START Source data
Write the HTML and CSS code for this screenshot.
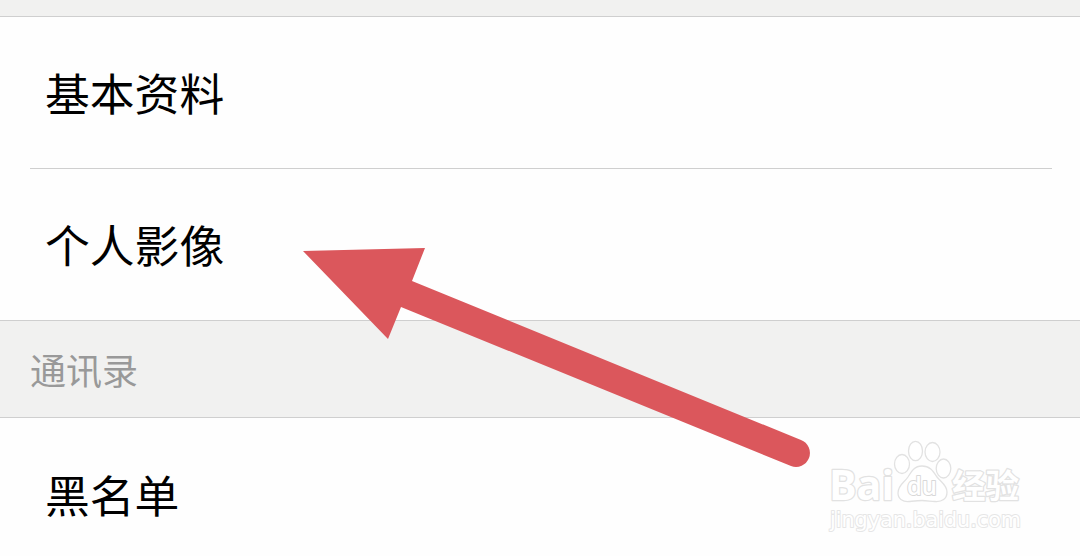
FILE: index.html
```
<!DOCTYPE html>
<html lang="zh-CN">
<head>
  <meta charset="UTF-8" />
  <title>设置</title>
  <link rel="stylesheet" href="styles.css">
</head>
<body>

  <div class="page">
    <div class="gap"></div>
    <div class="group">
      <div class="row">基本资料</div>
      <div class="divider"></div>
      <div class="row">个人影像</div>
    </div>
    <div class="section">通讯录</div>
    <div class="group">
      <div class="row last">黑名单</div>
    </div>

    <!-- Arrow -->
    <svg class="arrow" width="1080" height="556" viewBox="0 0 1080 556">
      <path d="M303 251 L425 248 L412 281 L801 440 A13.7 13.7 0 0 1 791 466 L401 307 L388 339 Z" />
    </svg>

    <!-- Watermark -->
    <svg class="watermark" width="210" height="120" viewBox="0 0 210 120">
      <text class="brand" x="9" y="70" textLength="65" lengthAdjust="spacingAndGlyphs">Bai</text>
      <ellipse cx="82" cy="34" rx="7.5" ry="9.5" />
      <ellipse cx="95.5" cy="21" rx="7" ry="9.7" />
      <ellipse cx="112.5" cy="22" rx="7.5" ry="9.5" />
      <ellipse cx="123.5" cy="38.5" rx="7.3" ry="9.5" />
      <path d="M102 36 C94 36 91 42 88 47 C84 53 78 55 78 63 C78 69 83 72 89 71.5 C94 71 98 70.5 102 70.5 C107 70.5 111 71.5 115 71.5 C122 72 127 69 127 62 C127 55 121 52 117 47 C113 41 110 36 102 36 Z" />
      <text class="du" x="87" y="65" textLength="30" lengthAdjust="spacingAndGlyphs">du</text>
      <text class="jingyan" x="132" y="68" textLength="67" lengthAdjust="spacingAndGlyphs">经验</text>
      <text class="url" x="10" y="97" textLength="191" lengthAdjust="spacingAndGlyphs">jingyan.baidu.com</text>
    </svg>
  </div>

</body>
</html>
```
FILE: styles.css
```
body {
  margin: 0;
  background: #fefefe;
  color: #000;
  font-family: 'Noto Sans CJK SC', sans-serif;
  overflow: hidden;
}

.page {
  position: relative;
  height: 556px;
  overflow: hidden;
}

.gap {
  height: 16px;
  background: #f1f1f0;
}

.group {
  border-top: 1px solid #cfcfcf;
}

.row {
  display: flex;
  align-items: center;
  height: 151px;
  padding: 0 45px 1px;
  box-sizing: border-box;
  font-size: 44.8px;
  line-height: 60px;
}

.row.last {
  padding-top: 2px;
}

.divider {
  height: 1px;
  margin: 0 28px 0 30px;
  background: #cfcfcf;
}

.section {
  display: flex;
  align-items: center;
  height: 97px;
  padding: 0 30px;
  box-sizing: border-box;
  border-top: 1px solid #cfcfcf;
  background: #f1f1f0;
  color: #999;
  font-size: 36px;
  line-height: 48px;
}

.arrow {
  position: absolute;
  top: 0;
  left: 0;
  fill: #db575c;
}

.watermark {
  position: absolute;
  top: 430px;
  left: 820px;
  fill: #fff;
  stroke: #e2e2e2;
  stroke-width: 1.3;
  stroke-linejoin: round;
}

.watermark text {
  paint-order: stroke;
  stroke-width: 2.5;
}

.brand {
  font: bold 42px 'Open Sans', sans-serif;
}

.watermark .du {
  font: 600 25px 'Open Sans', sans-serif;
  stroke: #d8d8d8;
  stroke-width: 2;
}

.jingyan {
  font: bold 33px 'Noto Sans CJK SC', sans-serif;
}

.watermark .url {
  font: 21px 'DejaVu Sans', sans-serif;
  stroke: #e6e6e6;
  stroke-width: 2;
}
```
END Source data
_Problem to solve:_ Transcribe the whole listing exactly. Pictures stay out of your copy.

_Worked answer:_
Write the HTML and CSS code for this screenshot.
FILE: index.html
```
<!DOCTYPE html>
<html lang="zh-CN">
<head>
  <meta charset="UTF-8" />
  <title>设置</title>
  <link rel="stylesheet" href="styles.css">
</head>
<body>

  <div class="page">
    <div class="gap"></div>
    <div class="group">
      <div class="row">基本资料</div>
      <div class="divider"></div>
      <div class="row">个人影像</div>
    </div>
    <div class="section">通讯录</div>
    <div class="group">
      <div class="row last">黑名单</div>
    </div>

    <!-- Arrow -->
    <svg class="arrow" width="1080" height="556" viewBox="0 0 1080 556">
      <path d="M303 251 L425 248 L412 281 L801 440 A13.7 13.7 0 0 1 791 466 L401 307 L388 339 Z" />
    </svg>

    <!-- Watermark -->
    <svg class="watermark" width="210" height="120" viewBox="0 0 210 120">
      <text class="brand" x="9" y="70" textLength="65" lengthAdjust="spacingAndGlyphs">Bai</text>
      <ellipse cx="82" cy="34" rx="7.5" ry="9.5" />
      <ellipse cx="95.5" cy="21" rx="7" ry="9.7" />
      <ellipse cx="112.5" cy="22" rx="7.5" ry="9.5" />
      <ellipse cx="123.5" cy="38.5" rx="7.3" ry="9.5" />
      <path d="M102 36 C94 36 91 42 88 47 C84 53 78 55 78 63 C78 69 83 72 89 71.5 C94 71 98 70.5 102 70.5 C107 70.5 111 71.5 115 71.5 C122 72 127 69 127 62 C127 55 121 52 117 47 C113 41 110 36 102 36 Z" />
      <text class="du" x="87" y="65" textLength="30" lengthAdjust="spacingAndGlyphs">du</text>
      <text class="jingyan" x="132" y="68" textLength="67" lengthAdjust="spacingAndGlyphs">经验</text>
      <text class="url" x="10" y="97" textLength="191" lengthAdjust="spacingAndGlyphs">jingyan.baidu.com</text>
    </svg>
  </div>

</body>
</html>
```
FILE: styles.css
```
body {
  margin: 0;
  background: #fefefe;
  color: #000;
  font-family: 'Noto Sans CJK SC', sans-serif;
  overflow: hidden;
}

.page {
  position: relative;
  height: 556px;
  overflow: hidden;
}

.gap {
  height: 16px;
  background: #f1f1f0;
}

.group {
  border-top: 1px solid #cfcfcf;
}

.row {
  display: flex;
  align-items: center;
  height: 151px;
  padding: 0 45px 1px;
  box-sizing: border-box;
  font-size: 44.8px;
  line-height: 60px;
}

.row.last {
  padding-top: 2px;
}

.divider {
  height: 1px;
  margin: 0 28px 0 30px;
  background: #cfcfcf;
}

.section {
  display: flex;
  align-items: center;
  height: 97px;
  padding: 0 30px;
  box-sizing: border-box;
  border-top: 1px solid #cfcfcf;
  background: #f1f1f0;
  color: #999;
  font-size: 36px;
  line-height: 48px;
}

.arrow {
  position: absolute;
  top: 0;
  left: 0;
  fill: #db575c;
}

.watermark {
  position: absolute;
  top: 430px;
  left: 820px;
  fill: #fff;
  stroke: #e2e2e2;
  stroke-width: 1.3;
  stroke-linejoin: round;
}

.watermark text {
  paint-order: stroke;
  stroke-width: 2.5;
}

.brand {
  font: bold 42px 'Open Sans', sans-serif;
}

.watermark .du {
  font: 600 25px 'Open Sans', sans-serif;
  stroke: #d8d8d8;
  stroke-width: 2;
}

.jingyan {
  font: bold 33px 'Noto Sans CJK SC', sans-serif;
}

.watermark .url {
  font: 21px 'DejaVu Sans', sans-serif;
  stroke: #e6e6e6;
  stroke-width: 2;
}
```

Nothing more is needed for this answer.